** start **

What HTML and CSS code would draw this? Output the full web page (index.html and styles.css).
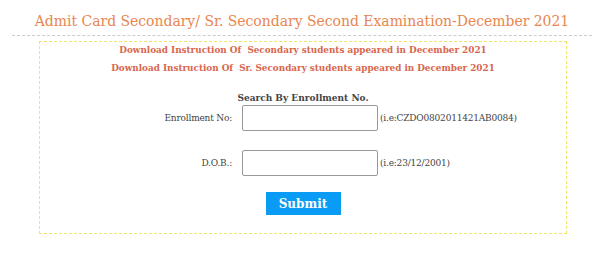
FILE: index.html
```html
<!DOCTYPE html>
<html lang="en">
<head>
    <meta charset="UTF-8">
    <meta name="viewport" content="width=device-width, initial-scale=1.0">
    <title>Admit Card</title>
    <link rel="stylesheet" href="styles.css">
</head>
<body>

    <!-- Heading -->
    <div class="heading">
        <h2>Admit Card Secondary/ Sr. Secondary Second Examination-December 2021</h2>
    </div>

    <div class="box">
        <a href="#" class="notice">Download Instruction Of &nbsp;Secondary students appeared in December 2021</a>
        <a href="#" class="notice">Download Instruction Of &nbsp;Sr. Secondary students appeared in December 2021</a>

        <h4>Search By Enrollment No.</h4>
        <div class="row">
            <label for="enroll">Enrollment No:</label>
            <input type="text" id="enroll">
            <span class="hint">(i.e:CZDO0802011421AB0084)</span>
        </div>
        <div class="row last">
            <label for="dob">D.O.B.:</label>
            <input type="text" id="dob">
            <span class="hint">(i.e:23/12/2001)</span>
        </div>
        <div class="actions">
            <button type="button">Submit</button>
        </div>
    </div>

</body>
</html>
```

FILE: styles.css
```css
body {
    font-family: "DejaVu Serif", "Liberation Serif", serif;
    color: #444;
    background: #fff;
    margin: 0;
    padding: 0;
}
.heading {
    margin: 0 12px;
    border-bottom: 1px dashed #c9ccd8;
    text-align: center;
}
.heading h2 {
    margin: 0;
    padding: 12px 0 5px;
    font-family: "DejaVu Serif Condensed", "DejaVu Serif", serif;
    font-stretch: condensed;
    font-size: 15.5px;
    font-weight: normal;
    white-space: nowrap;
    color: #e8864f;
}
.box {
    margin: 5px 37px 0 39px;
    border: 1px dashed #f2e36a;
    padding: 0 0 18px;
    text-align: center;
}
.notice {
    display: block;
    font-family: "DejaVu Serif Condensed", "DejaVu Serif", serif;
    font-stretch: condensed;
    font-size: 9.8px;
    font-weight: bold;
    color: #d8664e;
    text-decoration: none;
    line-height: 18px;
}
.notice:first-child {
    margin-top: -1px;
}
h4 {
    margin: 15px 0 2px;
    font-family: "DejaVu Serif Condensed", "DejaVu Serif", serif;
    font-stretch: condensed;
    font-size: 10px;
    color: #444;
}
.row {
    display: flex;
    align-items: center;
    margin-bottom: 19px;
    font-size: 9px;
    letter-spacing: -0.2px;
}
.row.last {
    margin-bottom: 16px;
}
.row label {
    width: 192px;
    text-align: right;
    margin-right: 10px;
}
.row input {
    width: 130px;
    height: 20px;
    padding: 2px;
    border: 1px solid #999;
    border-radius: 2px;
    margin: 0;
}
.hint {
    margin-left: 2px;
}
.actions button {
    font-family: inherit;
    font-size: 12px;
    font-weight: bold;
    color: #fff;
    background: #0a9bf5;
    border: none;
    width: 75px;
    height: 23px;
    cursor: pointer;
}
```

** end **

Output the data above without changes, apart from leaving out the pictures.

What HTML and CSS code would draw this? Output the full web page (index.html and styles.css).
FILE: index.html
```html
<!DOCTYPE html>
<html lang="en">
<head>
    <meta charset="UTF-8">
    <meta name="viewport" content="width=device-width, initial-scale=1.0">
    <title>Admit Card</title>
    <link rel="stylesheet" href="styles.css">
</head>
<body>

    <!-- Heading -->
    <div class="heading">
        <h2>Admit Card Secondary/ Sr. Secondary Second Examination-December 2021</h2>
    </div>

    <div class="box">
        <a href="#" class="notice">Download Instruction Of &nbsp;Secondary students appeared in December 2021</a>
        <a href="#" class="notice">Download Instruction Of &nbsp;Sr. Secondary students appeared in December 2021</a>

        <h4>Search By Enrollment No.</h4>
        <div class="row">
            <label for="enroll">Enrollment No:</label>
            <input type="text" id="enroll">
            <span class="hint">(i.e:CZDO0802011421AB0084)</span>
        </div>
        <div class="row last">
            <label for="dob">D.O.B.:</label>
            <input type="text" id="dob">
            <span class="hint">(i.e:23/12/2001)</span>
        </div>
        <div class="actions">
            <button type="button">Submit</button>
        </div>
    </div>

</body>
</html>
```

FILE: styles.css
```css
body {
    font-family: "DejaVu Serif", "Liberation Serif", serif;
    color: #444;
    background: #fff;
    margin: 0;
    padding: 0;
}
.heading {
    margin: 0 12px;
    border-bottom: 1px dashed #c9ccd8;
    text-align: center;
}
.heading h2 {
    margin: 0;
    padding: 12px 0 5px;
    font-family: "DejaVu Serif Condensed", "DejaVu Serif", serif;
    font-stretch: condensed;
    font-size: 15.5px;
    font-weight: normal;
    white-space: nowrap;
    color: #e8864f;
}
.box {
    margin: 5px 37px 0 39px;
    border: 1px dashed #f2e36a;
    padding: 0 0 18px;
    text-align: center;
}
.notice {
    display: block;
    font-family: "DejaVu Serif Condensed", "DejaVu Serif", serif;
    font-stretch: condensed;
    font-size: 9.8px;
    font-weight: bold;
    color: #d8664e;
    text-decoration: none;
    line-height: 18px;
}
.notice:first-child {
    margin-top: -1px;
}
h4 {
    margin: 15px 0 2px;
    font-family: "DejaVu Serif Condensed", "DejaVu Serif", serif;
    font-stretch: condensed;
    font-size: 10px;
    color: #444;
}
.row {
    display: flex;
    align-items: center;
    margin-bottom: 19px;
    font-size: 9px;
    letter-spacing: -0.2px;
}
.row.last {
    margin-bottom: 16px;
}
.row label {
    width: 192px;
    text-align: right;
    margin-right: 10px;
}
.row input {
    width: 130px;
    height: 20px;
    padding: 2px;
    border: 1px solid #999;
    border-radius: 2px;
    margin: 0;
}
.hint {
    margin-left: 2px;
}
.actions button {
    font-family: inherit;
    font-size: 12px;
    font-weight: bold;
    color: #fff;
    background: #0a9bf5;
    border: none;
    width: 75px;
    height: 23px;
    cursor: pointer;
}
```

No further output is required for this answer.